Alexandra, 22 ans : la rupture par sms post-confinement

“On s’est connus au lycée et on est resté 4 ans et demi en couple. On a fait la même prépa et on a vécu ensemble à Tours pendant un an. Il y avait beaucoup de hauts et de bas. Quand il m’avait loin des yeux, il m’avait aussi loin du cœur. On peut dire, je crois, qu’il était assez instable psychologiquement. J’essayais tant bien que mal de l’aider mais avec le temps, la relation ne tenait plus. Nous nous étions promis de faire des efforts, mais malgré tout, une certaine lassitude s’est installée. Le premier confinement s’est bien passé, on n’était pas ensemble mais on s’envoyait des messages régulièrement. Je l’avais invité à venir chez moi plus tard, ce qu’il avait accepté. Pourtant, plus le temps passait, moins il répondait à mes messages, esquivant totalement la question de sa venue. 

À partir de cette rupture – même si ça a été difficile – je me suis sentie étrangement beaucoup mieux

La rupture a eu lieu le 3 juin. Il était environ 19 heures, et je venais de terminer de manger avec ma famille. C’est là que j’ai reçu un sms de sa part, me disant qu’il ne viendrait pas. Je me rappelle m’être décomposée et avoir couru dans ma chambre pour l’appeler et essayer de comprendre. Il ne répondait pas à mes appels, et ne voulait absolument pas qu’on ait un échange de vive voix. Il faisait tout par écrit. C’était assez bizarre comme moment. Moi j’étais en larmes, et je lui lançais tout ce que j’avais sur le cœur, en désordre. Lui était très rude, très froid et me disait qu’il ne voulait plus être avec moi. 

Dans ma tête, j’ai pété un câble. Je me suis dit que c’est vraiment la fin. On a vécu tellement de choses ensemble que je n’arrivais pas à accepter qu’on se sépare. Pourtant quelque part au fond de moi, je savais que c’était mieux pour nous.

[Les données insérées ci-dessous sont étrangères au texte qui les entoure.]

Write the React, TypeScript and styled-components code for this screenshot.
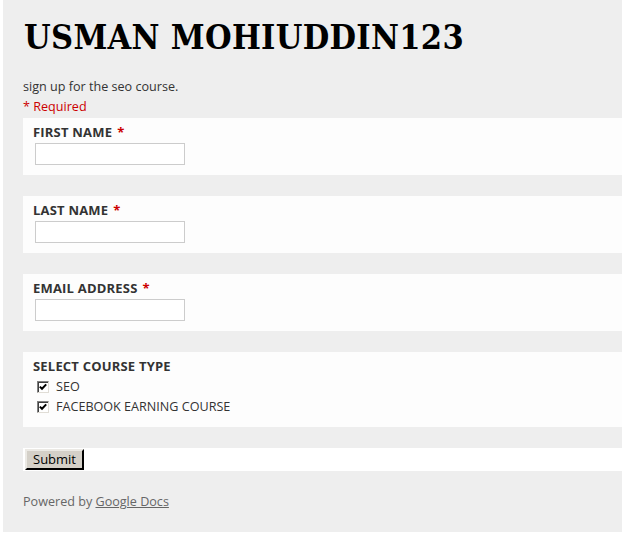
import React from 'react';
import styled, { createGlobalStyle } from 'styled-components';

const GlobalStyle = createGlobalStyle`
  html, body {
    margin: 0;
    padding: 0;
    background: #ffffff;
  }
  body {
    font-family: "Open Sans", "DejaVu Sans", sans-serif;
    overflow: hidden;
  }
`;

interface Field {
  label: string;
  required?: boolean;
}

const textFields: Field[] = [
  { label: 'First Name', required: true },
  { label: 'Last Name', required: true },
  { label: 'Email Address', required: true },
];

const courses = ['SEO', 'FACEBOOK EARNING COURSE'];

const CheckMark = () => (
  <svg width="8" height="8" viewBox="0 0 8 8">
    <path d="M0.8 3.6 L3 5.8 L7.2 1.4" stroke="#000" strokeWidth="2" fill="none" />
  </svg>
);

const App: React.FC = () => {
  return (
    <>
      <GlobalStyle />
      <Page>
        <Title>USMAN MOHIUDDIN123</Title>
        <Description>sign up for the seo course.</Description>
        <RequiredNote>* Required</RequiredNote>
        <Form onSubmit={e => e.preventDefault()}>
          {textFields.map(f => (
            <FieldBox key={f.label}>
              <Label>
                {f.label}
                {f.required && <Star>*</Star>}
              </Label>
              <TextInput type="text" />
            </FieldBox>
          ))}
          <FieldBox>
            <Label>Select Course Type</Label>
            {courses.map(c => (
              <CheckRow key={c}>
                <CheckBox>
                  <CheckMark />
                </CheckBox>
                <span>{c}</span>
              </CheckRow>
            ))}
          </FieldBox>
          <SubmitRow>
            <SubmitButton type="submit">Submit</SubmitButton>
          </SubmitRow>
        </Form>
        <Footer>
          Powered by <FooterLink href="#">Google Docs</FooterLink>
        </Footer>
      </Page>
    </>
  );
};

// Styled Components
const Page = styled.div`
  margin-left: 3px;
  background: #eeeeee;
  height: 532px;
  padding: 17px 0 0 20px;
  box-sizing: border-box;
`;

const Title = styled.h1`
  font-family: "DejaVu Serif", Georgia, serif;
  font-stretch: condensed;
  font-weight: bold;
  font-size: 34px;
  line-height: 40px;
  margin: 0 0 20px 1px;
  color: #000;
  letter-spacing: 0.3px;
`;

const Description = styled.div`
  font-size: 12.6px;
  line-height: 20px;
  color: #333;
`;

const RequiredNote = styled.div`
  font-size: 12.6px;
  line-height: 20px;
  color: #cc0000;
`;

const Form = styled.form`
  display: flex;
  flex-direction: column;
  gap: 21px;
  margin-top: 1px;
`;

const FieldBox = styled.div`
  background: #fdfdfd;
  padding: 6px 10px 10px;
  display: flex;
  flex-direction: column;
`;

const Label = styled.div`
  font-size: 13px;
  font-weight: bold;
  text-transform: uppercase;
  color: #333;
  line-height: 17px;
  margin-bottom: 2px;
  letter-spacing: 0.2px;
`;

const Star = styled.span`
  color: #cc0000;
  margin-left: 5px;
`;

const TextInput = styled.input`
  width: 150px;
  height: 22px;
  box-sizing: border-box;
  border: 1px solid #cccccc;
  background: #fff;
  margin: 0 0 0 2px;
  padding: 2px 4px;
`;

const CheckRow = styled.label`
  display: flex;
  align-items: center;
  font-size: 12.6px;
  color: #333;
  line-height: 20px;
  gap: 7px;
  padding-left: 4px;
`;

const CheckBox = styled.span`
  width: 12px;
  height: 12px;
  box-sizing: border-box;
  border: 1px solid #808080;
  border-right-color: #e0ddd6;
  border-bottom-color: #e0ddd6;
  background: #fff;
  display: flex;
  align-items: center;
  justify-content: center;
  box-shadow: inset 1px 1px 0 #404040;
`;

const SubmitRow = styled.div`
  background: #ffffff;
  padding: 1px 2px;
  display: flex;
`;

const SubmitButton = styled.button`
  font-family: "Open Sans", "DejaVu Sans", sans-serif;
  font-size: 13px;
  height: 21px;
  padding: 0 6px;
  background: #d4d0c8;
  color: #000;
  border: 2px outset #ebe9e4;
  border-right-color: #404040;
  border-bottom-color: #404040;
  line-height: 15px;
`;

const Footer = styled.div`
  margin-top: 22px;
  font-size: 12.6px;
  color: #666;
`;

const FooterLink = styled.a`
  color: #666;
  text-decoration: underline;
`;

export default App;
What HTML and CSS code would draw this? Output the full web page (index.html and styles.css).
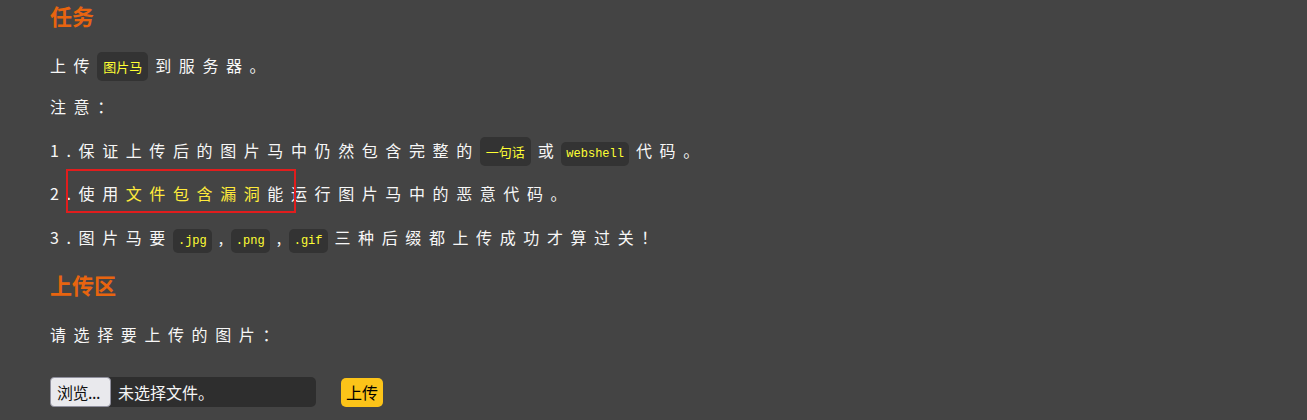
FILE: index.html
```html
<!DOCTYPE html>
<html lang="zh">
<head>
<meta charset="utf-8">
<link rel="stylesheet" href="styles.css">
</head>
<body>
<div class="page">
  <h2 class="title">任务</h2>
  <p class="line">上传<code class="tag">图片马</code>到服务器。</p>
  <p class="line">注意：</p>
  <p class="line has-code">1.保证上传后的图片马中仍然包含完整的<code class="tag">一句话</code>或<code class="tag mono">webshell</code>代码。</p>
  <p class="line marked">2.使用<span class="hl">文件包含漏洞</span>能运行图片马中的恶意代码。<span class="redbox"></span></p>
  <p class="line has-code">3.图片马要<code class="tag mono">.jpg</code>,<code class="tag mono">.png</code>,<code class="tag mono">.gif</code>三种后缀都上传成功才算过关！</p>
  <h2 class="title second">上传区</h2>
  <p class="line">请选择要上传的图片：</p>
  <div class="form">
    <div class="file">
      <span class="browse">浏览...</span>
      <span class="fname">未选择文件。</span>
    </div>
    <span class="submit">上传</span>
  </div>
</div>
</body>
</html>
```

FILE: styles.css
```css
html, body {
  margin: 0;
  padding: 0;
  background: #444444;
}
.page {
  padding: 0 0 0 50px;
  font-family: "Noto Sans CJK SC", "Noto Sans", sans-serif;
  color: #f7f7f7;
}
.title {
  margin: 0;
  font-size: 22px;
  font-weight: bold;
  color: #e8640f;
  line-height: 30px;
}
.title.second {
  margin-top: 11px;
}
.line {
  margin: 0;
  font-size: 16px;
  letter-spacing: 7.6px;
  line-height: 25px;
  padding: 8px 0;
  position: relative;
}
.line.has-code {
  margin-top: 3px;
}
.line.marked {
  margin-top: 2px;
}
.title + .line { margin-top: 15px; }
.tag {
  font-family: "Noto Sans CJK SC", sans-serif;
  font-size: 13px;
  line-height: 16px;
  letter-spacing: 0;
  color: #ffff33;
  background: #333333;
  border-radius: 5px;
  padding: 5px 6px;
  margin-right: 7px;
}
.tag.mono {
  font-family: "Liberation Mono", "DejaVu Sans Mono", monospace;
  font-size: 12px;
  padding: 5px 5px;
}
.hl { color: #ffeb3b; }
.redbox {
  position: absolute;
  left: 16px;
  top: -4px;
  width: 226px;
  height: 40px;
  border: 2px solid #e11d1d;
}
.form {
  display: flex;
  align-items: center;
  gap: 25px;
  margin-top: 22px;
  font-size: 16px;
}
.file {
  display: flex;
  width: 266px;
  height: 30px;
  background: #2e2e2e;
  border-radius: 5px;
}
.browse {
  display: flex;
  align-items: center;
  padding: 0 6px;
  width: 61px;
  background: #e9e9ed;
  color: #111;
  border: 1px solid #8f8f9d;
  border-radius: 4px;
  box-sizing: border-box;
  height: 30px;
  letter-spacing: -0.5px;
}
.fname {
  display: flex;
  align-items: center;
  padding-left: 7px;
  color: #f5f5f5;
}
.submit {
  display: flex;
  align-items: center;
  height: 29px;
  padding: 0 5px;
  background: #fcc419;
  color: #000;
  border-radius: 5px;
}
```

À partir de cette rupture – même si ça a été difficile – je me suis sentie étrangement beaucoup mieux. Et comme je ne suis pas du genre à me morfondre, j’ai commencé à rencontrer de nouvelles personnes grâce aux sites de rencontres, au bout de trois semaines. Mon entourage m’avait conseillé de prendre du temps pour moi et pour faire le deuil de la relation, mais ce n’était pas ce qui me correspondait. Je voulais tout de suite essayer de nouvelles choses.

Avec le recul, j’ai l’impression d’avoir essayé d’effacer tout ce qu’il s’était passé. C’est comme si mon cerveau voulait me protéger de tout ça : il ne voulait plus avoir de sentiments pour cette personne. Même si j’étais amoureuse, c’était mieux comme ça. Cette rupture est arrivée à point nommé. Elle correspondait à nos changements et m’a libérée.”

Elisa, 22 ans : en face ou non, c’est du pareil au même 

“On s’est rencontrés par amis en commun dans notre ville en Bretagne. Nous sommes restés ensemble pendant un an. Notre relation se passait soit très bien, soit très mal, ça dépendait. Il était assez possessif. D’ailleurs on s’était déjà séparés une fois, mais on avait fini par se remettre ensemble. 

La rupture est arrivée, il y a deux ans. Je me souviens m’être réveillée patraque car j’étais sortie la veille, et la soirée avait été bien arrosée. C’est là que j’ai reçu un message où mon copain m’écrivait que c’était fini. Il me quittait parce que « j’étais allée en boîte » : une raison qui ne tient pas debout. J’habite dans la même rue que mes meilleures amies donc nous nous sommes tout de suite vues, et j’ai passé ma journée à pleurer dans leurs bras. Je ne m’attendais pas à recevoir ce message, car ça ne faisait pas très longtemps qu’on s’était remis ensemble. Et puis de mon côté, j’étais très heureuse. 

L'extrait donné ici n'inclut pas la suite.